VANCOUVER — Head coach Marc Dos Santos was happy his team earned its first point of the MLS season, but he was left frustrated by a video replay decision in extra time that forced the Vancouver Whitecaps to settle for a 0-0 draw with the Seattle Sounders Saturday night.
It looked like the Whitecaps would have a chance to win their first game of the 2019 campaign after referee Robert Sibiga signed a yellow card over a tackle in the box by Seattle centre back Kim Kee-hee. That would have set up a penalty kick, but the decision was overturned by a video review.
"I'm always careful to talk about this," Dos Santos said about the play. "If this type of foul was in the midfield, I think the ref would have whistled the foul.
"I think he (Kee-hee) was reckless. He went all the way to defend his goal, and I understand, then his movement continues, and it was reckless."
The play came during a wild sequence which started when Vancouver striker Joaquin Ardaiz took a shot that was stopped by Seattle goalkeeper Stefan Frei. The ball rolled to the Whitecaps' Hwang Inbeom, whose shot was blocked again by a diving Frei. After the play, Inbeom had his legs taken out from underneath him by Kee-hee's sliding tackle.
Excitement rippled through the crowd of 24,803 at BC Place Stadium when Sibiga first signalled the penalty kick but there were loud boos after the call was reversed.
It's not the first time this year the Whitecaps have had a close call go against them.
"Why is one a penalty and the other one not?," Dos Santos questioned.
The unbeaten Sounders (3-0-1) had outscored their opponents 10-2 in their first three matches. To counter the Seattle attack, the Whitecaps (0-3-1) played a disciplined, defensive game. That forced the Sounders to move the ball around the outside in hopes of breaking the Vancouver shape.
"The boys were fantastic defending," said Vancouver goalkeeper Maxime Crepeau, who recorded his first clean sheet of the season. "It was the mindset of not losing a duel. We showed it today."
Dos Santos said the tie, against a powerful team like Seattle, was important for Vancouver. The three Whitecaps losses had all been by one goal.
"It's always relief to break the ice," he said. "You don't want pressure to accumulate too much. You see in the three losses, it was little details, little things."

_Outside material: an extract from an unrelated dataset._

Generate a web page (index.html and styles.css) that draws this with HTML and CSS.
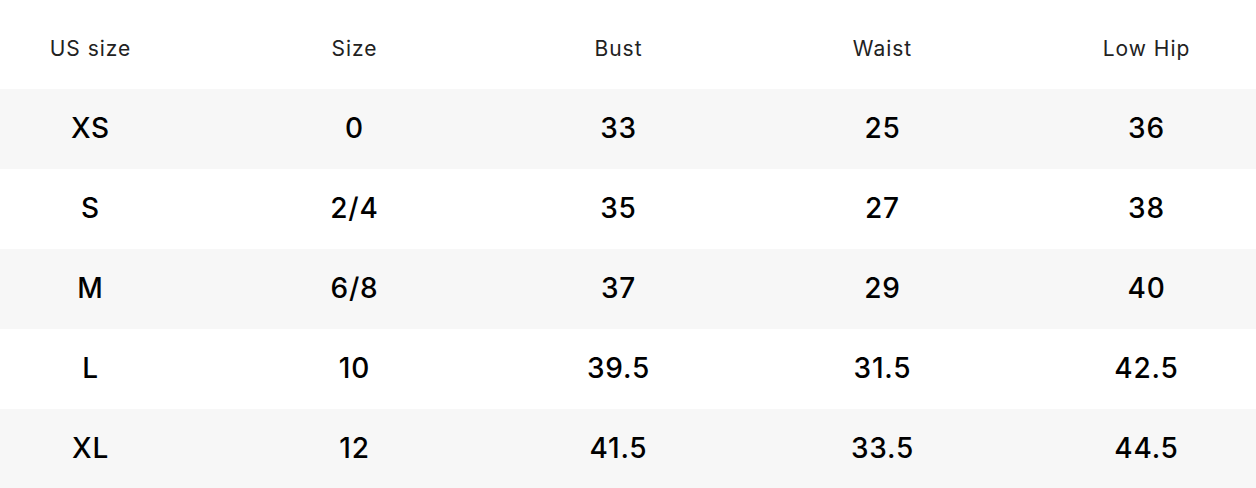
FILE: index.html
```html
<!DOCTYPE html>
<html lang="en">
<head>
<meta charset="utf-8">
<title>Size chart</title>
<link rel="stylesheet" href="styles.css">
</head>
<body>
<div class="chart">
  <div class="row head">
    <div class="cell">US size</div>
    <div class="cell">Size</div>
    <div class="cell">Bust</div>
    <div class="cell">Waist</div>
    <div class="cell">Low Hip</div>
  </div>
  <div class="row shade">
    <div class="cell">XS</div><div class="cell">0</div><div class="cell">33</div><div class="cell">25</div><div class="cell">36</div>
  </div>
  <div class="row">
    <div class="cell">S</div><div class="cell">2/4</div><div class="cell">35</div><div class="cell">27</div><div class="cell">38</div>
  </div>
  <div class="row shade">
    <div class="cell">M</div><div class="cell">6/8</div><div class="cell">37</div><div class="cell">29</div><div class="cell">40</div>
  </div>
  <div class="row">
    <div class="cell">L</div><div class="cell">10</div><div class="cell">39.5</div><div class="cell">31.5</div><div class="cell">42.5</div>
  </div>
  <div class="row shade">
    <div class="cell">XL</div><div class="cell">12</div><div class="cell">41.5</div><div class="cell">33.5</div><div class="cell">44.5</div>
  </div>
</div>
</body>
</html>
```
FILE: styles.css
```css
html, body {
  margin: 0;
  padding: 0;
  background: #ffffff;
}
body {
  font-family: Inter, "Liberation Sans", sans-serif;
  color: #000;
}
.chart {
  display: flex;
  flex-direction: column;
  width: 1256px;
}
.row {
  display: grid;
  grid-template-columns: repeat(5, 181px);
  column-gap: 83px;
  height: 80px;
  align-items: center;
  font-size: 28px;
  line-height: 1;
  letter-spacing: 0.8px;
  font-weight: 500;
  padding-bottom: 3px;
  box-sizing: border-box;
}
.row.head {
  height: 89px;
  font-size: 21px;
  font-weight: 400;
  color: #222;
  letter-spacing: 1px;
  padding-top: 7px;
  padding-bottom: 0;
}
.row.shade {
  background: #f7f7f7;
}
.cell {
  text-align: center;
  white-space: nowrap;
}
```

Vancouver had another good scoring chance in the in the 76th minute. Winger Lucas Venuto sent a ball into the box that forward Victor Giro flicked with his left foot, forcing Frei to make a save.

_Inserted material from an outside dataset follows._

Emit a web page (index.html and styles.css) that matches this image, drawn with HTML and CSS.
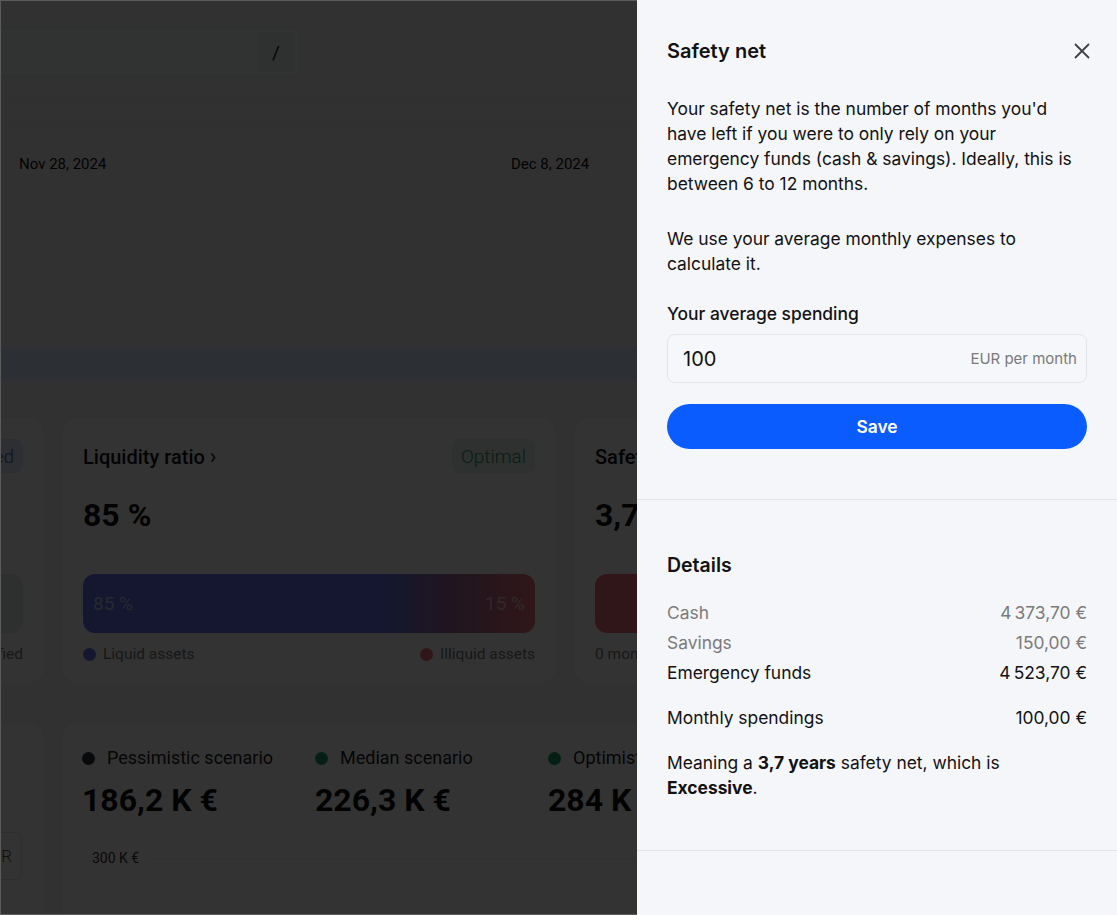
FILE: index.html
```html
<!DOCTYPE html>
<html lang="en">
<head>
<meta charset="utf-8">
<title>Safety net</title>
<link rel="stylesheet" href="styles.css">
</head>
<body>
<div class="page">
  <header class="topbar">
    <div class="search"><span class="kbd">/</span></div>
  </header>
  <section class="chart">
    <div class="chart-band"></div>
    <div class="axis"><span>Nov 28, 2024</span><span>Dec 8, 2024</span></div>
  </section>
  <div class="banner"></div>

  <div class="row row1">
    <div class="card metric">
      <div class="metric-head"><span class="metric-title">Diversification ›</span><span class="badge badge-blue">Diversified</span></div>
      <div class="metric-value">72 %</div>
      <div class="bar bar-gray"></div>
      <div class="legend"><span class="leg"><i class="dot dot-gray"></i>Diversified</span><span class="leg"><i class="dot dot-gray"></i>Unclassified</span></div>
    </div>
    <div class="card metric">
      <div class="metric-head"><span class="metric-title">Liquidity ratio <span class="chev">›</span></span><span class="badge badge-green">Optimal</span></div>
      <div class="metric-value">85 %</div>
      <div class="bar bar-liq"><span>85 %</span><span>15 %</span></div>
      <div class="legend"><span class="leg"><i class="dot dot-blue"></i>Liquid assets</span><span class="leg"><i class="dot dot-red"></i>Illiquid assets</span></div>
    </div>
    <div class="card metric">
      <div class="metric-head"><span class="metric-title">Safety net <span class="chev">›</span></span><span class="badge badge-green">Excessive</span></div>
      <div class="metric-value">3,7 years</div>
      <div class="bar bar-red"></div>
      <div class="legend"><span class="leg">0 months</span><span class="leg">12 months</span></div>
    </div>
  </div>

  <div class="row row2">
    <div class="card side">
      <div class="side-btn">EUR</div>
    </div>
    <div class="card wide">
      <div class="scenarios">
        <div class="scenario"><div class="sc-label"><i class="dot dot-dark"></i>Pessimistic scenario</div><div class="sc-value">186,2 K €</div></div>
        <div class="scenario"><div class="sc-label"><i class="dot dot-green"></i>Median scenario</div><div class="sc-value">226,3 K €</div></div>
        <div class="scenario"><div class="sc-label"><i class="dot dot-green"></i>Optimistic scenario</div><div class="sc-value">284 K €</div></div>
      </div>
      <div class="gridline"><span>300 K €</span><i></i></div>
    </div>
  </div>
</div>

<div class="overlay"></div>

<aside class="drawer">
  <section class="d-section d-top">
    <div class="d-header">
      <h2 class="d-title">Safety net</h2>
      <button class="d-close" aria-label="Close">
        <svg width="16" height="16" viewBox="0 0 16 16"><path d="M1.5 1.5l13 13M14.5 1.5l-13 13" stroke="#404040" stroke-width="1.8" stroke-linecap="round" fill="none"/></svg>
      </button>
    </div>
    <p class="d-text">Your safety net is the number of months you'd have left if you were to only rely on your emergency funds (cash &amp; savings). Ideally, this is between 6 to 12 months.</p>
    <p class="d-text d-text2">We use your average monthly expenses to calculate it.</p>
    <div class="d-label">Your average spending</div>
    <div class="d-input"><span class="d-input-val">100</span><span class="d-input-unit">EUR per month</span></div>
    <button class="d-save">Save</button>
  </section>
  <section class="d-section d-details">
    <h3 class="d-subtitle">Details</h3>
    <div class="d-rows">
      <div class="d-row muted"><span>Cash</span><span>4&#8239;373,70&nbsp;€</span></div>
      <div class="d-row muted"><span>Savings</span><span>150,00&nbsp;€</span></div>
      <div class="d-row"><span>Emergency funds</span><span>4&#8239;523,70&nbsp;€</span></div>
      <div class="d-row d-row-gap"><span>Monthly spendings</span><span>100,00&nbsp;€</span></div>
    </div>
    <p class="d-meaning">Meaning a <b>3,7 years</b> safety net, which is <b>Excessive</b>.</p>
  </section>
</aside>
</body>
</html>
```

FILE: styles.css
```css
* { box-sizing: border-box; }
html, body { margin: 0; padding: 0; }
body {
  width: 1117px;
  height: 915px;
  overflow: hidden;
  background: #f4f5f7;
  font-family: Roboto, "Liberation Sans", sans-serif;
  color: #111;
}

/* ---------- background page ---------- */
.page {
  margin-left: -450px;
  width: 2100px;
}
.topbar { padding-top: 28px; }
.search {
  width: 751px;
  height: 48px;
  border: 1px solid #e6e8ec;
  border-radius: 8px;
  background: #f6f7f9;
  display: flex;
  justify-content: flex-end;
  align-items: center;
  padding-right: 5px;
}
.kbd {
  width: 38px;
  height: 40px;
  border-radius: 6px;
  background: #eceef1;
  display: flex;
  align-items: center;
  justify-content: center;
  font-size: 19px;
  color: #111;
}
.chart { margin-top: 24px; }
.chart-band {
  height: 23px;
  border-top: 1px solid #eaecef;
  border-bottom: 1px solid #eaecef;
  background: #f3f4f6;
}
.axis {
  margin-top: 30px;
  padding-left: 469px;
  display: grid;
  grid-template-columns: repeat(3, 492px);
  font-size: 15px;
  line-height: 22px;
  color: #0d0d0d;
}
.banner {
  margin-top: 173px;
  height: 32px;
  background: #dcebfd;
}

.row { display: flex; gap: 18px; }
.row1 { margin-top: 38px; }
.row2 { margin-top: 40px; }
.card {
  background: #ffffff;
  border-radius: 16px;
  flex: none;
}
.metric {
  width: 494px;
  padding: 21px 21px 18px 21px;
}
.metric-head {
  height: 34px;
  display: flex;
  justify-content: space-between;
  align-items: center;
}
.metric-title { font-size: 20px; font-weight: 500; }
.chev { font-weight: 400; font-size: 22px; }
.badge {
  height: 34px;
  padding: 0 9px;
  border-radius: 7px;
  display: flex;
  align-items: center;
  font-size: 19px;
  font-weight: 300;
}
.badge-green { background: #e8f4ee; color: #2f8f66; }
.badge-blue { background: #e3ecfb; color: #3c64c8; }
.metric-value {
  margin-top: 22px;
  font-size: 32px;
  line-height: 40px;
  font-weight: 700;
}
.bar {
  margin-top: 39px;
  height: 59px;
  border-radius: 12px;
  display: flex;
  justify-content: space-between;
  align-items: center;
  padding: 0 10px;
  font-size: 19px;
  font-weight: 400;
  color: rgba(255,255,255,0.6);
}
.bar-liq { background: linear-gradient(90deg, #6576ea 0%, #6576ea 66%, #a0689a 82%, #f0707c 100%); }
.bar-gray { background: #e6e8ec; }
.bar-red { background: #f2707c; }
.legend {
  margin-top: 10px;
  line-height: 22px;
  display: flex;
  justify-content: space-between;
  font-size: 15.5px;
  color: #777;
}
.leg { display: flex; align-items: center; gap: 7px; }
.dot {
  display: inline-block;
  width: 13px;
  height: 13px;
  border-radius: 50%;
  flex: none;
}
.dot-blue { background: #6576ea; }
.dot-red { background: #f0707c; }
.dot-gray { background: #d5d8de; }
.dot-dark { background: #2b2f38; }
.dot-green { background: #1f9a6a; }

.side {
  width: 494px;
  height: 260px;
  padding: 109px 22px 0 0;
  display: flex;
  justify-content: flex-end;
  align-items: flex-start;
}
.side-btn {
  width: 70px;
  height: 48px;
  border: 1px solid #e3e5e9;
  border-radius: 8px;
  display: flex;
  align-items: center;
  justify-content: flex-end;
  padding-right: 9px;
  font-size: 17px;
  font-weight: 300;
  color: #555;
}
.wide {
  width: 1006px;
  height: 260px;
  padding: 23px 20px 0 20px;
}
.scenarios { display: flex; }
.scenario { width: 233px; }
.sc-label {
  display: flex;
  align-items: center;
  gap: 12px;
  font-size: 18px;
  line-height: 24px;
  color: #222;
}
.sc-value {
  margin-top: 10px;
  font-size: 32px;
  line-height: 40px;
  font-weight: 700;
}
.gridline {
  margin-top: 30px;
  display: flex;
  align-items: center;
  gap: 8px;
  padding-left: 10px;
  font-size: 14px;
  color: #333;
}
.gridline i { flex: 1; height: 1px; background: #eceef1; }

/* ---------- overlay ---------- */
.overlay {
  position: fixed;
  inset: 0;
  background: rgba(0,0,0,0.8);
  border: 1px solid #5c5c5c;
  z-index: 10;
}

/* ---------- drawer ---------- */
.drawer {
  position: fixed;
  top: 0;
  right: 0;
  bottom: 0;
  width: 480px;
  background: #f5f6fa;
  z-index: 20;
  font-family: Inter, "Noto Sans", sans-serif;
  color: #121212;
  font-size: 17.4px;
}
.d-section {
  padding: 30px 30px 50px;
  border-bottom: 1px solid #e2e4e9;
}
.d-header {
  height: 42px;
  display: flex;
  align-items: center;
  justify-content: space-between;
}
.d-title {
  margin: 0;
  font-size: 20px;
  font-weight: 600;
}
.d-close {
  width: 24px;
  height: 24px;
  margin-right: -7px;
  padding: 0;
  border: 0;
  background: none;
  display: flex;
  align-items: center;
  justify-content: center;
}
.d-text {
  margin: 24px 0 0;
  line-height: 25px;
  text-wrap: pretty;
}
.d-text2 { margin-top: 30px; }
.d-label {
  margin-top: 25px;
  line-height: 25px;
  font-weight: 500;
}
.d-input {
  margin-top: 8px;
  height: 49px;
  border: 1px solid #e3e5ea;
  border-radius: 8px;
  background: #f6f7fa;
  display: flex;
  align-items: center;
  justify-content: space-between;
  padding: 0 9px 0 15px;
}
.d-input-val { font-size: 20px; color: #111; }
.d-input-unit { font-size: 15px; color: #7a7a7a; }
.d-save {
  margin-top: 21px;
  width: 100%;
  height: 45px;
  border: 0;
  border-radius: 23px;
  background: #0a5cff;
  color: #fff;
  font-family: Inter, "Noto Sans", sans-serif;
  font-size: 17.4px;
  font-weight: 600;
}
.d-details { padding-top: 53px; }
.d-subtitle {
  margin: 0;
  font-size: 19.5px;
  line-height: 24px;
  font-weight: 600;
}
.d-rows { margin-top: 20px; }
.d-row {
  height: 30px;
  display: flex;
  align-items: center;
  justify-content: space-between;
}
.d-row.muted { color: #7b7b7b; }
.d-row-gap { margin-top: 15px; }
.d-meaning {
  margin: 18px 0 0;
  line-height: 25px;
}
.d-meaning b { font-weight: 700; }
```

Crepeau had to look sharp in the 64th minute when Seattle's Gustav Svensson blasted a shot from well outside the box. Crepeau steered it clear with a two-hand save.
The Whitecaps also got a big defensive play from Erik Godoy early in the second half. Kee-hee headed a ball to the open corner of the net but Godoy was able to clear the ball off the line.

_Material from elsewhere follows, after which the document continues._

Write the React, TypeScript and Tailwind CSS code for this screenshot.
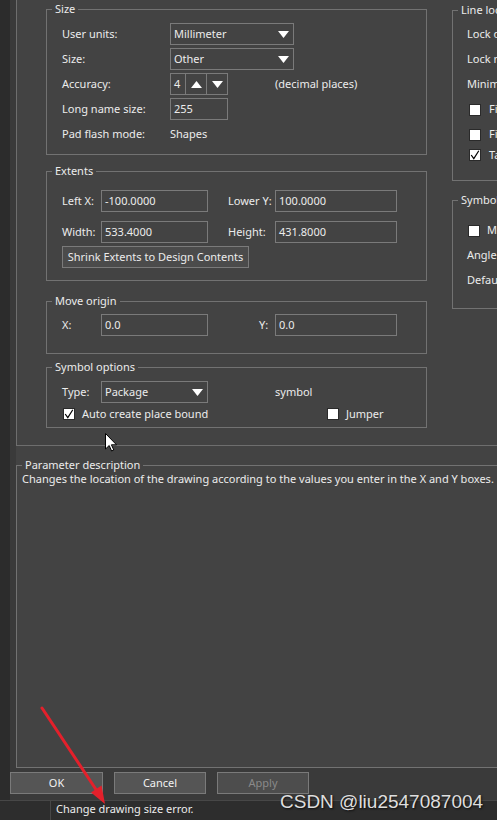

Sounder midfielder Cristian Roldan said his team couldn't convert its chances.
"It was a frustrating game on our part," he said. "We created quite a few chances (but) a Vancouver player was just in the right spot for a block.
"In the end it felt like we lost two points."
NOTES: The game made MLS history with two Koreans — Vancouver’s Inbeom and Seattle’s Kee-hee — playing against each other for the first time. …It was the 136th meeting across all competitions between Vancouver and Seattle, the most of any soccer rivalry in the U.S. and Canada. … Whitecaps left back Ali Adnan, acquired March 9 on loan from Italian Serie A club Udinese Calcio, is the first Iraqi-born player in MLS.